At the same time, other parts of the economy are closing in around her. Though her home is paid off, her property taxes have risen to nearly $14,000 a year, up from $5,000 when she bought the house 10 years ago. She was counting on the annuity [through AIG, not federally insured] to pay the taxes.

Fourteen thousand dollars in property taxes? For the love of GOD! I’m faced with the possibility that I won’t be able to stay in my paid-for home with $2,100 worth of property taxes. Fourteen thousand bucks is more than my entire Social Security income would be if I retired today. It’s almost as much as the gross Social Security income I will have if I retire at age 66.
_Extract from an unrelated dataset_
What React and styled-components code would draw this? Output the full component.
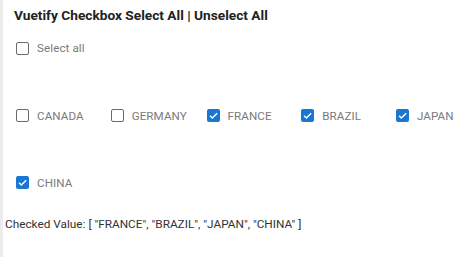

Consider: with a total life savings of around $550,000—significantly more than the average American’s nest egg—my total gross income will be about $38,730. That’s GROSS, folks: the federal, state, county, and city governments all expect their cuts from that. Imagine what my net will be. I’ll leave the imagining to you, since that picture is more than I can bear at 3:30 in the morning.

Interestingly, 38 grand is too huge an income to give a pensioner a break from county property taxes; and in any event, the “break” is no exemption from the rip. If your income is under $12,000 a year, maybe the county will freeze your taxes at the amount where it stands when you apply. So if I were too poor to afford to dine on cat food, I could get my taxes frozen at 17% of my income. How white of the county.

There’s no way I can pay $2,100 out of the post-tax remains of that income and still eat. If the housing market hasn’t turned around in a couple of years, so that I can move out of this house and into a place in Sun City where the taxes and insurance are a little lower, I am screwed.

And darlin’s, if your mom is screwed today, just imagine the screwing you’re going to get when you reach old age. If over half a million dollars and a paid-off house are not enough in 2008, what will you need to stay in the middle class come 2038?